According to Kevin A. Foss:
I have to admit I'm in favor of defaulting to ISO standard behavior, but that is just my personal preference. I'm mainly concerned with the last comment... is it true that 'thousands of dos-pascal-programs' will be ported to linux'?
Yes.
There is an incredible number of Borland Pascal programmers out there. Just watch news://comp.lang.pascal.*: most questions, even those posted to comp.lang.pascal.ansi-iso, concern Borland Pascal. Some of them (~50%???) happily change to Delphi and move to Windows 95 without ever looking out of the (MS-) Window. Some others (which I would consider the best ones;) want to try Linux and are looking out for a Pascal compiler.
I don't see a majority of the DOS-based TP programs being all that useful,
Of course not all of that is useful, but enough to make it worth the effort.
In addition: think of games. Not useful, but they can make Linux more attractive. Many games are written in Borland Pascal for DOS. I have heared of game authors who would be happy to have a 32-bit Pascal for DOS. If they see that there is a compiler which supports Linux as well, they will give Linux a try.
or all that many TP programmers perceiving a need to port their software to gpc. Granted there was a lot of good software written with TP and which should be ported, but I think your numbers are over stated.
I think these numbers are realistic. (Just what I guess from conversation with other programmers.)

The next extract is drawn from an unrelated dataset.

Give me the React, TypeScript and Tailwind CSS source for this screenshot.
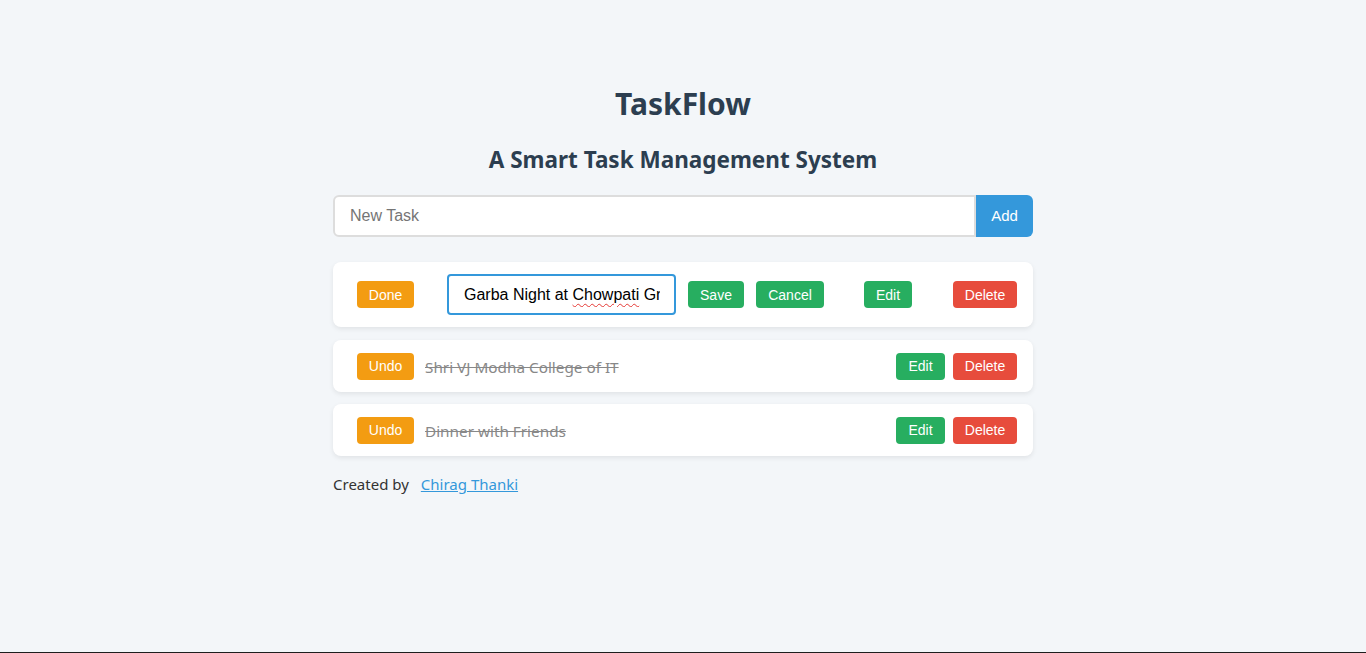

The comment also begs the question. is gpc's role to provide a facility for porting 10 year old DOS programs or for the creation of new programs? I would think primarily the latter and that decisions on gpc's defaults should serve that end.

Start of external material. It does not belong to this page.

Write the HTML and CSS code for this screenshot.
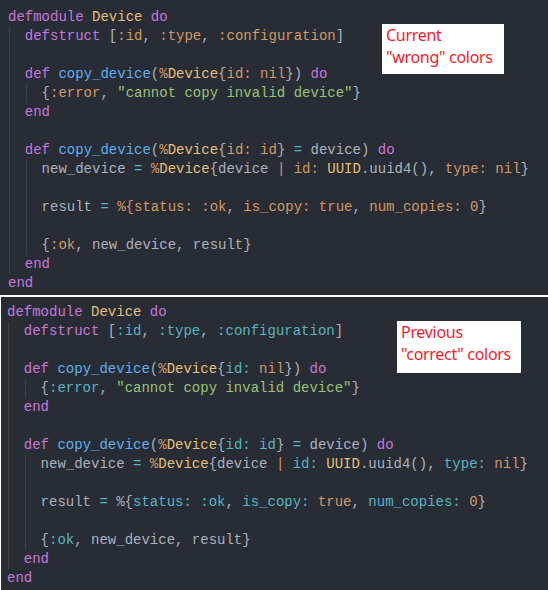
FILE: index.html
```html
<!DOCTYPE html>
<html>
<head>
<meta charset="utf-8">
<link rel="stylesheet" href="styles.css">
</head>
<body>
<div class="panel top">
  <div class="line"><span class="k">defmodule</span> <span class="m">Device</span> <span class="k">do</span></div>
  <div class="indent">
    <div class="line"><span class="k">defstruct</span> [<span class="o">:id</span>, <span class="o">:type</span>, <span class="o">:configuration</span>]</div>
    <div class="line"></div>
    <div class="line"><span class="k">def</span> <span class="f">copy_device</span>(<span class="o">%</span><span class="m">Device</span>{<span class="o">id:</span> <span class="o">nil</span>}) <span class="k">do</span></div>
    <div class="indent">
      <div class="line">{<span class="o">:error</span>, <span class="s">"cannot copy invalid device"</span>}</div>
    </div>
    <div class="line"><span class="k">end</span></div>
    <div class="line"></div>
    <div class="line"><span class="k">def</span> <span class="f">copy_device</span>(<span class="o">%</span><span class="m">Device</span>{<span class="o">id:</span> <span class="o">id</span>} <span class="c">=</span> device) <span class="k">do</span></div>
    <div class="indent">
      <div class="line">new_device <span class="c">=</span> <span class="o">%</span><span class="m">Device</span>{device <span class="o">|</span> <span class="o">id:</span> <span class="m">UUID</span>.uuid4(), <span class="o">type:</span> <span class="o">nil</span>}</div>
      <div class="line"></div>
      <div class="line">result <span class="c">=</span> <span class="o">%{status: :ok</span>, <span class="o">is_copy: true</span>, <span class="o">num_copies: 0</span>}</div>
      <div class="line"></div>
      <div class="line">{<span class="o">:ok</span>, new_device, result}</div>
    </div>
    <div class="line"><span class="k">end</span></div>
  </div>
  <div class="line"><span class="k">end</span></div>
  <div class="note note-top">Current<br>"wrong" colors</div>
</div>
<div class="panel bottom">
  <div class="line"><span class="k">defmodule</span> <span class="m">Device</span> <span class="k">do</span></div>
  <div class="indent">
    <div class="line"><span class="k">defstruct</span> [<span class="c">:id</span>, <span class="c">:type</span>, <span class="c">:configuration</span>]</div>
    <div class="line"></div>
    <div class="line"><span class="k">def</span> <span class="f">copy_device</span>(<span class="o">%</span><span class="m">Device</span>{<span class="c">id:</span> <span class="o">nil</span>}) <span class="k">do</span></div>
    <div class="indent">
      <div class="line">{<span class="c">:error</span>, <span class="s">"cannot copy invalid device"</span>}</div>
    </div>
    <div class="line"><span class="k">end</span></div>
    <div class="line"></div>
    <div class="line"><span class="k">def</span> <span class="f">copy_device</span>(<span class="o">%</span><span class="m">Device</span>{<span class="c">id:</span> <span class="c">id</span>} <span class="c">=</span> device) <span class="k">do</span></div>
    <div class="indent">
      <div class="line">new_device <span class="c">=</span> <span class="o">%</span><span class="m">Device</span>{device <span class="o">|</span> <span class="c">id:</span> <span class="m">UUID</span>.uuid4(), <span class="c">type:</span> <span class="o">nil</span>}</div>
      <div class="line"></div>
      <div class="line">result <span class="c">=</span> %{<span class="c">status:</span> <span class="c">:ok</span>, <span class="c">is_copy:</span> <span class="o">true</span>, <span class="c">num_copies:</span> <span class="o">0</span>}</div>
      <div class="line"></div>
      <div class="line">{<span class="c">:ok</span>, new_device, result}</div>
    </div>
    <div class="line"><span class="k">end</span></div>
  </div>
  <div class="line"><span class="k">end</span></div>
  <div class="note note-bottom">Previous<br>"correct" colors</div>
</div>
</body>
</html>
```
FILE: styles.css
```css
html, body {
  margin: 0;
  padding: 0;
  background: #282c34;
}
body {
  width: 548px;
  height: 590px;
  overflow: hidden;
}
.panel {
  position: relative;
  box-sizing: border-box;
  background: #282c34;
  color: #abb2bf;
  font-family: "Liberation Mono", monospace;
  font-size: 14px;
  overflow: hidden;
}
.top {
  height: 295px;
  padding: 8px 0 0 8px;
}
.bottom {
  height: 295px;
  border-top: 2px solid #ffffff;
  border-left: 1px solid #ffffff;
  padding: 6px 0 0 6px;
}
.line {
  height: 19px;
  line-height: 19px;
  white-space: pre;
}
.indent {
  margin-left: 1px;
  border-left: 1px solid #3b4048;
  padding-left: calc(2ch - 2px);
}
.k { color: #c678dd; }
.m { color: #e5c07b; }
.f { color: #61afef; }
.s { color: #98c379; }
.o { color: #d19a66; }
.c { color: #56b6c2; }
.note {
  position: absolute;
  background: #ffffff;
  color: #f01c2c;
  font-family: "Noto Sans", "Open Sans", sans-serif;
  font-size: 16px;
  line-height: 22px;
  letter-spacing: -0.3px;
  padding: 0 4px;
  box-sizing: border-box;
  white-space: nowrap;
}
.note-top {
  left: 382px;
  top: 24px;
  width: 122px;
  height: 50px;
}
.note-bottom {
  left: 396px;
  top: 24px;
  width: 124px;
  height: 52px;
}
```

GPC is for the creation of new programs. It should provide facilities to port existing programs (all those --command-line-switches), but this should not become our primary goal.

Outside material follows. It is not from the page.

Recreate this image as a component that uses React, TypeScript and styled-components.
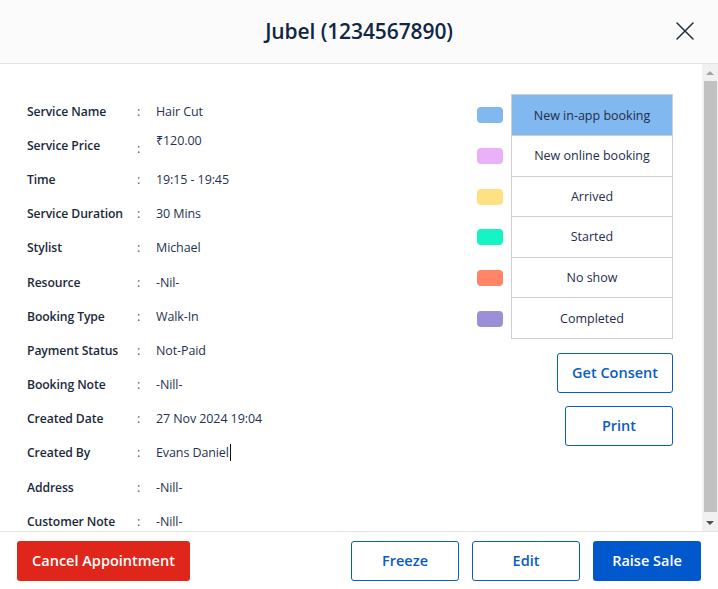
import * as React from 'react'
import styled, { createGlobalStyle } from 'styled-components'

const GlobalStyle = createGlobalStyle`
  html, body {
    margin: 0;
    padding: 0;
    background: #ffffff;
  }
  body {
    font-family: "Open Sans", "Noto Sans", sans-serif;
    color: #1d2b3a;
  }
  * {
    box-sizing: border-box;
  }
`

const Dialog = styled.div`
  width: 718px;
  height: 589px;
  display: flex;
  flex-direction: column;
  background: #fff;
`

const Header = styled.header`
  height: 64px;
  flex: none;
  display: flex;
  align-items: center;
  justify-content: center;
  position: relative;
  background: #fbfbfb;
  border-bottom: 1px solid #e4e4e4;
`

const Title = styled.h1`
  margin: 0 0 1px;
  font-size: 21px;
  font-weight: 600;
  color: #0f2744;
  letter-spacing: -0.1px;
`

const CloseButton = styled.button`
  position: absolute;
  right: 22px;
  top: 20px;
  width: 22px;
  height: 22px;
  padding: 0;
  border: 0;
  background: none;
  color: #1d2b3a;
  cursor: pointer;
`

const BodyWrap = styled.div`
  flex: 1;
  min-height: 0;
  display: flex;
`

const Body = styled.div`
  flex: 1;
  overflow: hidden;
  display: flex;
  align-items: flex-start;
  justify-content: space-between;
  padding: 30px 29px 0 27px;
`

const ScrollTrack = styled.div`
  width: 16px;
  flex: none;
  display: flex;
  flex-direction: column;
  background: #f1f1f1;
`

const ScrollArrow = styled.div<{ $down?: boolean }>`
  height: 17px;
  flex: none;
  display: flex;
  align-items: center;
  justify-content: center;

  &::before {
    content: '';
    border-left: 4px solid transparent;
    border-right: 4px solid transparent;
    ${({ $down }) =>
      $down ? 'border-top: 4px solid #505050;' : 'border-bottom: 4px solid #a3a3a3;'}
  }
`

const ScrollThumb = styled.div`
  height: 431px;
  margin: 0 1px 0 2px;
  background: #c1c1c1;
`

const ScrollRest = styled.div`
  flex: 1;
`

const Details = styled.div`
  flex: none;
  display: flex;
  flex-direction: column;
  padding-bottom: 14px;
`

const Row = styled.div`
  flex: none;
  display: grid;
  grid-template-columns: 110px 19px auto;
  align-items: center;
  height: 34.2px;
  font-size: 12.5px;
`

const Label = styled.span`
  font-size: 12.2px;
  font-weight: 600;
  color: #1b2a3a;
  letter-spacing: -0.1px;
`

const Colon = styled.span<{ $low?: boolean }>`
  color: #55606c;
  transform: ${({ $low }) => ($low ? 'translateY(3px)' : 'none')};
`

const Value = styled.span<{ $raised?: boolean }>`
  color: #1f3250;
  letter-spacing: -0.1px;
  transform: ${({ $raised }) => ($raised ? 'translateY(-5px)' : 'none')};
  display: inline-flex;
  align-items: center;
`

const Caret = styled.span`
  display: inline-block;
  width: 1px;
  height: 17px;
  background: #111;
  margin-left: 1px;
`

const Side = styled.div`
  flex: none;
  display: flex;
  flex-direction: column;
  align-items: flex-end;
`

const Legend = styled.div`
  display: grid;
  grid-template-columns: 26px 162px;
  column-gap: 8px;
`

const Swatch = styled.span<{ $color: string }>`
  align-self: center;
  height: 16px;
  border-radius: 4px;
  background: ${({ $color }) => $color};
`

const LegendCell = styled.div<{ $first?: boolean; $active?: string }>`
  height: ${({ $first }) => ($first ? '42px' : '40.6px')};
  display: flex;
  align-items: center;
  justify-content: center;
  font-size: 12.5px;
  color: #1f2d4a;
  border: 1px solid #cfcfcf;
  border-top: ${({ $first }) => ($first ? '1px solid #cfcfcf' : 'none')};
  background: ${({ $active }) => $active || '#fff'};
`

const OutlineButton = styled.button<{ $width: number }>`
  width: ${({ $width }) => $width}px;
  height: 40px;
  border: 1px solid #0a5bc4;
  border-radius: 3px;
  background: #fff;
  color: #0a5bc4;
  font-family: inherit;
  font-size: 14.5px;
  font-weight: 600;
  cursor: pointer;
`

const SideButtons = styled.div`
  margin-top: 14px;
  display: flex;
  flex-direction: column;
  align-items: flex-end;
  gap: 13px;
`

const Footer = styled.footer`
  height: 58px;
  flex: none;
  display: flex;
  align-items: center;
  gap: 13px;
  padding: 0 17px;
  border-top: 1px solid #e4e4e4;
`

const FilledButton = styled.button<{ $bg: string; $width: number }>`
  width: ${({ $width }) => $width}px;
  height: 40px;
  border: 0;
  border-radius: 3px;
  background: ${({ $bg }) => $bg};
  color: #fff;
  font-family: inherit;
  font-size: 14.5px;
  font-weight: 600;
  cursor: pointer;
`

const Spacer = styled.div`
  flex: 1;
`

const details: { label: string; value: string; raised?: boolean; caret?: boolean }[] = [
  { label: 'Service Name', value: 'Hair Cut' },
  { label: 'Service Price', value: '₹120.00', raised: true },
  { label: 'Time', value: '19:15 - 19:45' },
  { label: 'Service Duration', value: '30 Mins' },
  { label: 'Stylist', value: 'Michael' },
  { label: 'Resource', value: '-Nil-' },
  { label: 'Booking Type', value: 'Walk-In' },
  { label: 'Payment Status', value: 'Not-Paid' },
  { label: 'Booking Note', value: '-Nill-' },
  { label: 'Created Date', value: '27 Nov 2024 19:04' },
  { label: 'Created By', value: 'Evans Daniel', caret: true },
  { label: 'Address', value: '-Nill-' },
  { label: 'Customer Note', value: '-Nill-' },
]

const statuses = [
  { name: 'New in-app booking', color: '#82b8f0' },
  { name: 'New online booking', color: '#e9b1f8' },
  { name: 'Arrived', color: '#ffe083' },
  { name: 'Started', color: '#14f4c4' },
  { name: 'No show', color: '#ff8566' },
  { name: 'Completed', color: '#9c8fd8' },
]

export default function App() {
  return (
    <Dialog>
      <GlobalStyle />
      <Header>
        <Title>Jubel (1234567890)</Title>
        <CloseButton aria-label="Close">
          <svg width="22" height="22" viewBox="0 0 22 22" fill="none" stroke="currentColor" strokeWidth="1.5" strokeLinecap="round">
            <path d="M3 3 L19 19 M19 3 L3 19" />
          </svg>
        </CloseButton>
      </Header>
      <BodyWrap>
        <Body>
          <Details>
            {details.map((d) => (
              <Row key={d.label}>
                <Label>{d.label}</Label>
                <Colon $low={d.raised}>:</Colon>
                <Value $raised={d.raised}>
                  {d.value}
                  {d.caret && <Caret />}
                </Value>
              </Row>
            ))}
          </Details>
          <Side>
            <Legend>
              {statuses.map((s, i) => (
                <React.Fragment key={s.name}>
                  <Swatch $color={s.color} />
                  <LegendCell $first={i === 0} $active={i === 0 ? s.color : undefined}>
                    {s.name}
                  </LegendCell>
                </React.Fragment>
              ))}
            </Legend>
            <SideButtons>
              <OutlineButton $width={116}>Get Consent</OutlineButton>
              <OutlineButton $width={108}>Print</OutlineButton>
            </SideButtons>
          </Side>
        </Body>
        <ScrollTrack>
          <ScrollArrow />
          <ScrollThumb />
          <ScrollRest />
          <ScrollArrow $down />
        </ScrollTrack>
      </BodyWrap>
      <Footer>
        <FilledButton $bg="#e0261a" $width={173}>Cancel Appointment</FilledButton>
        <Spacer />
        <OutlineButton $width={108}>Freeze</OutlineButton>
        <OutlineButton $width={108}>Edit</OutlineButton>
        <FilledButton $bg="#0058cc" $width={108}>Raise Sale</FilledButton>
      </Footer>
    </Dialog>
  )
}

This also guided my decision in favour of a default field width of 0: Most programs written today don't sequentially read in columns of numbers, process them and put out some other columns of numbers. Today's programs process strings and interact with the user; most numbers appear in sentences like Frank's "There are 7 items." Thus GPC's default behaviour should support the latter one; those of us who need the first one (including myself, sometimes) are experienced enough to change GPC's default by configuration, a command-line switch, or even an explicit field width specification. For programs intended to be portable the latter method is the most secure one anyway.